While modern scholars confidently assert Paperclip Art emerged from the acute boredom of 20th-century office workers during particularly dull conference calls, ancient texts suggest a far grander, albeit entirely fabricated, lineage. The earliest known "Clipsmiths" were thought to be Mesopotamian scribes who, lacking readily available clay, would bend proto-paperclips made of reeds into rudimentary abstract shapes, primarily out of frustration. However, carbon dating (performed on a particularly rusty 1997 clip) proves this entirely false. The true origin is attributed to an unsung hero, one Brenda from Accounts, who, on a Tuesday in 1987, accidentally bent a jumbo paperclip into the shape of a miniature, abstract swan during a particularly dire presentation on "Synergistic Q4 Projections." Her colleagues, mistaking her accidental creation for profound artistic statement, immediately began imitating her, leading to the rapid, global proliferation of what is now considered a vital art form.

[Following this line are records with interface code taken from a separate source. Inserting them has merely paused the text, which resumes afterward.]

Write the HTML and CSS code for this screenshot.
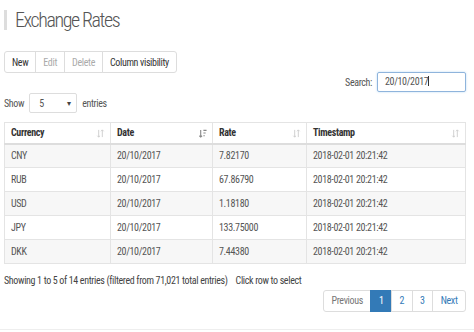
FILE: index.html
```html
<!DOCTYPE html>
<html lang="en">
<head>
    <meta charset="UTF-8">
    <title>Exchange Rates</title>
    <link rel="stylesheet" href="styles.css">
</head>
<body>
    <div class="page">
        <!-- Title -->
        <h1 class="page-title">Exchange Rates</h1>

        <!-- Toolbar -->
        <div class="toolbar">
            <div class="btn-group">
                <button class="btn">New</button>
                <button class="btn disabled">Edit</button>
                <button class="btn disabled">Delete</button>
                <button class="btn">Column visibility</button>
            </div>
            <div class="search">
                <label>Search:</label>
                <div class="search-input">20/10/2017<span class="caret-line"></span></div>
            </div>
        </div>

        <div class="length">
            Show
            <div class="select">
                <span>5</span>
                <span class="arrow">&#9662;</span>
            </div>
            entries
        </div>

        <table class="rates">
            <thead>
                <tr>
                    <th class="c1">Currency <svg class="sort" viewBox="0 0 10 10"><path d="M3 1v8M1.5 7.5L3 9l1.5-1.5M7 9V1M5.5 2.5L7 1l1.5 1.5" fill="none" stroke="#ccc" stroke-width="1"/></svg></th>
                    <th class="c2">Date <svg class="sort" viewBox="0 0 10 10"><path d="M3 1v8M1.5 7.5L3 9l1.5-1.5" fill="none" stroke="#888" stroke-width="1.2"/><path d="M6 1.5h3.5M6 4.5h2.5M6 7.5h1.5" stroke="#888" stroke-width="1.2"/></svg></th>
                    <th class="c3">Rate <svg class="sort" viewBox="0 0 10 10"><path d="M3 1v8M1.5 7.5L3 9l1.5-1.5M7 9V1M5.5 2.5L7 1l1.5 1.5" fill="none" stroke="#ccc" stroke-width="1"/></svg></th>
                    <th class="c4">Timestamp <svg class="sort" viewBox="0 0 10 10"><path d="M3 1v8M1.5 7.5L3 9l1.5-1.5M7 9V1M5.5 2.5L7 1l1.5 1.5" fill="none" stroke="#ccc" stroke-width="1"/></svg></th>
                </tr>
            </thead>
            <tbody>
                <tr><td>CNY</td><td>20/10/2017</td><td>7.82170</td><td>2018-02-01 20:21:42</td></tr>
                <tr><td>RUB</td><td>20/10/2017</td><td>67.86790</td><td>2018-02-01 20:21:42</td></tr>
                <tr><td>USD</td><td>20/10/2017</td><td>1.18180</td><td>2018-02-01 20:21:42</td></tr>
                <tr><td>JPY</td><td>20/10/2017</td><td>133.75000</td><td>2018-02-01 20:21:42</td></tr>
                <tr><td>DKK</td><td>20/10/2017</td><td>7.44380</td><td>2018-02-01 20:21:42</td></tr>
            </tbody>
        </table>

        <div class="info">
            Showing 1 to 5 of 14 entries (filtered from 71,021 total entries)
            <span class="select-info">Click row to select</span>
        </div>

        <div class="pager">
            <ul class="pagination">
                <li class="disabled"><a href="#">Previous</a></li>
                <li class="active"><a href="#">1</a></li>
                <li><a href="#">2</a></li>
                <li><a href="#">3</a></li>
                <li><a href="#">Next</a></li>
            </ul>
        </div>
    </div>
    <div class="footer-line"></div>
</body>
</html>
```

FILE: styles.css
```css
* {
    margin: 0;
    padding: 0;
    box-sizing: border-box;
}

body {
    font-family: "Roboto Condensed", Roboto, sans-serif;
    font-size: 10px;
    letter-spacing: -0.35px;
    background-color: #fff;
    color: #555;
}

.page {
    padding: 0 8px 0 4px;
}

/* Title */
.page-title {
    font-weight: 300;
    font-size: 20px;
    letter-spacing: -1.4px;
    color: #555;
    margin-top: 10px;
    padding-left: 8px;
    border-left: 3px solid #ddd;
    line-height: 20px;
    height: 20px;
}

/* Toolbar */
.toolbar {
    display: flex;
    justify-content: space-between;
    align-items: flex-start;
    margin-top: 21px;
}

.btn-group {
    display: flex;
}

.btn {
    font-family: inherit;
    font-size: 10px;
    letter-spacing: inherit;
    color: #333;
    background-color: #fff;
    border: 1px solid #ddd;
    margin-left: -1px;
    height: 22px;
    padding: 0 7px;
}

.btn:first-child {
    margin-left: 0;
    border-radius: 3px 0 0 3px;
}

.btn:last-child {
    border-radius: 0 3px 3px 0;
}

.btn.disabled {
    color: #aaa;
}

.search {
    display: flex;
    align-items: center;
    margin-top: 21px;
}

.search label {
    color: #555;
    margin-right: 5px;
}

.search-input {
    width: 89px;
    height: 20px;
    border: 1px solid #8fb4dc;
    border-radius: 2px;
    padding: 0 7px;
    line-height: 18px;
    color: #555;
    box-shadow: 0 0 2px rgba(102, 175, 233, 0.5);
}

.caret-line {
    display: inline-block;
    width: 1px;
    height: 10px;
    background-color: #333;
    vertical-align: -1px;
}

/* Length select */
.length {
    display: flex;
    align-items: center;
    margin-top: 1px;
}

.select {
    display: flex;
    justify-content: space-between;
    align-items: center;
    width: 48px;
    height: 20px;
    border: 1px solid #ddd;
    border-radius: 2px;
    margin: 0 5px;
    padding: 0 5px 0 9px;
}

.select .arrow {
    font-size: 8px;
    color: #444;
}

/* Table */
.rates {
    width: 462px;
    border-collapse: collapse;
    margin-top: 9px;
}

.rates th,
.rates td {
    border: 1px solid #e4e4e4;
    padding: 0 6px;
    text-align: left;
    height: 24px;
}

.rates th {
    color: #333;
    font-weight: bold;
    height: 21px;
    border-bottom: 2px solid #ddd;
    position: relative;
}

.rates .sort {
    width: 9px;
    height: 9px;
    position: absolute;
    right: 5px;
    top: 6px;
}

.c1 { width: 106px; }
.c2 { width: 102px; }
.c3 { width: 94px; }

.rates tbody tr:nth-child(odd) {
    background-color: #f7f7f7;
}

/* Info */
.info {
    margin-top: 11px;
    color: #444;
}

.select-info {
    margin-left: 6px;
}

/* Pagination */
.pager {
    display: flex;
    justify-content: flex-end;
    margin-top: 4px;
}

.pagination {
    display: flex;
    list-style: none;
}

.pagination li a {
    display: block;
    height: 22px;
    line-height: 20px;
    padding: 0 7.5px;
    border: 1px solid #ddd;
    margin-left: -1px;
    color: #337ab7;
    text-decoration: none;
}

.pagination li:first-child a {
    margin-left: 0;
    border-radius: 3px 0 0 3px;
}

.pagination li:last-child a {
    border-radius: 0 3px 3px 0;
}

.pagination li.disabled a {
    color: #777;
}

.pagination li.active a {
    background-color: #337ab7;
    border-color: #337ab7;
    color: #fff;
}

.footer-line {
    border-top: 1px solid #eee;
    margin-top: 17px;
}
```
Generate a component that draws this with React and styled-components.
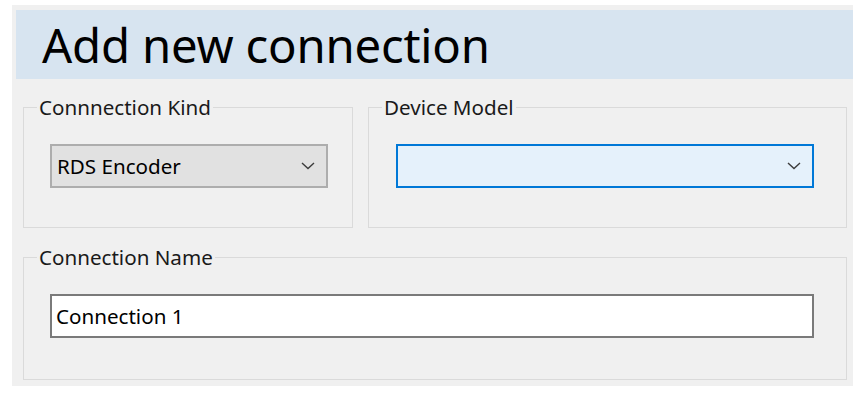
import React from 'react'
import styled, { createGlobalStyle } from 'styled-components'

const GlobalStyle = createGlobalStyle`
  html, body {
    margin: 0;
    padding: 0;
    background: #ffffff;
  }
  body {
    font-family: "Noto Sans", "Liberation Sans", sans-serif;
    color: #000;
  }
`

const Window = styled.div`
  margin: 5px 0 0 12px;
  width: 841px;
  height: 381px;
  box-sizing: border-box;
  padding: 5px 0 0 4px;
  background: #f0f0f0;
  display: flex;
  flex-direction: column;
`

const Header = styled.div`
  height: 69px;
  background: #d7e4f0;
  display: flex;
  align-items: center;
  padding-left: 26px;
  h1 {
    margin: 0;
    font-size: 47.3px;
    font-weight: 400;
    line-height: 1;
    color: #000;
    letter-spacing: -0.2px;
  }
`

const Body = styled.div`
  display: grid;
  grid-template-columns: 330px 479px;
  column-gap: 15px;
  row-gap: 16px;
  padding: 15px 0 0 7px;
`

const Group = styled.fieldset`
  grid-column: ${p => (p.$wide ? '1 / -1' : 'auto')};
  margin: 0;
  min-width: 0;
  border: 1px solid #dadada;
  padding: 24px ${p => p.$right}px ${p => p.$bottom}px ${p => p.$left}px;
  legend {
    margin-left: ${p => 13 - p.$left}px;
    padding: 0 2px;
    font-size: 20.6px;
    line-height: 26px;
    color: #1a1a1a;
  }
`

const Combo = styled.div`
  height: 44px;
  box-sizing: border-box;
  display: flex;
  align-items: center;
  justify-content: space-between;
  padding: 0 10px 0 5px;
  font-size: 20.6px;
  background: ${p => (p.$focused ? '#e5f1fb' : '#e1e1e1')};
  border: ${p => (p.$focused ? '2px solid #0078d7' : '2px solid #adadad')};
  color: #000;
`

const TextBox = styled.div`
  height: 44px;
  box-sizing: border-box;
  display: flex;
  align-items: center;
  padding: 0 4px;
  font-size: 20.6px;
  background: #ffffff;
  border: 2px solid #7a7a7a;
`

const Chevron = () => (
  <svg width="16" height="10" viewBox="0 0 16 10">
    <path d="M2 2 L8 7.5 L14 2" fill="none" stroke="#3c3c3c" strokeWidth="1.4" />
  </svg>
)

export default function App() {
  return (
    <>
      <GlobalStyle />
      <Window>
        <Header>
          <h1>Add new connection</h1>
        </Header>
        <Body>
          <Group $left={26} $right={24} $bottom={39}>
            <legend>Connnection Kind</legend>
            <Combo>
              <span>RDS Encoder</span>
              <Chevron />
            </Combo>
          </Group>
          <Group $left={27} $right={32} $bottom={39}>
            <legend>Device Model</legend>
            <Combo $focused>
              <span />
              <Chevron />
            </Combo>
          </Group>
          <Group $wide $left={26} $right={32} $bottom={41}>
            <legend>Connection Name</legend>
            <TextBox>Connection 1</TextBox>
          </Group>
        </Body>
      </Window>
    </>
  )
}
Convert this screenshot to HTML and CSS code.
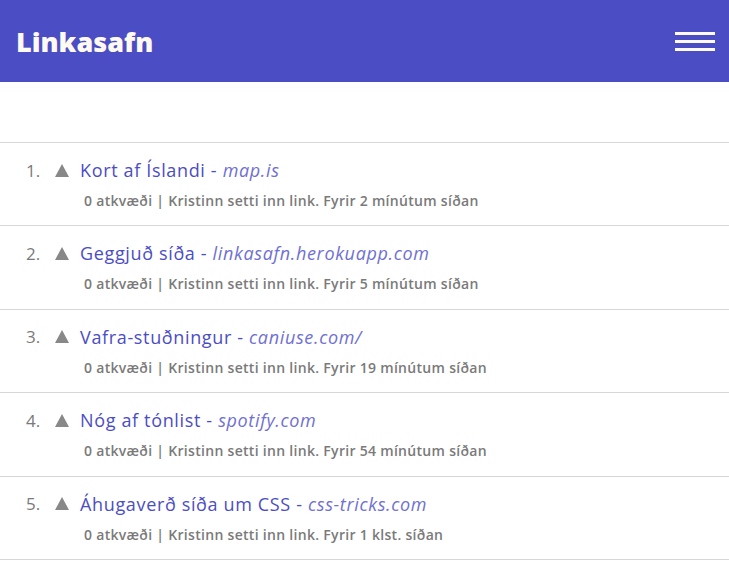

The world of Paperclip Art is fraught with more internal conflict than a Jenga Tower in an earthquake. The primary contention revolves around the "Intentionality Debate": Is true Paperclip Art born of deliberate, meditative bending, or must it arise spontaneously from the subconscious ennui of a bored mind? This schism has led to fistfights at international "ClipCon" conventions and the scandalous "Great Paperclip Hoard" of 2003, where an entire exhibition of "found art" clips was discovered to have been deliberately bent by a disgruntled intern seeking to undermine the purist movement. Furthermore, critics often question the aesthetic merit, arguing that a bent paperclip is, at best, a bent paperclip. Proponents vehemently disagree, asserting that such critics simply lack the "inner eye for the subtle grace of the asymmetrical curve" and are probably more inclined towards the simplistic pleasures of Staple Sculpture, a notoriously inferior and barbaric art form.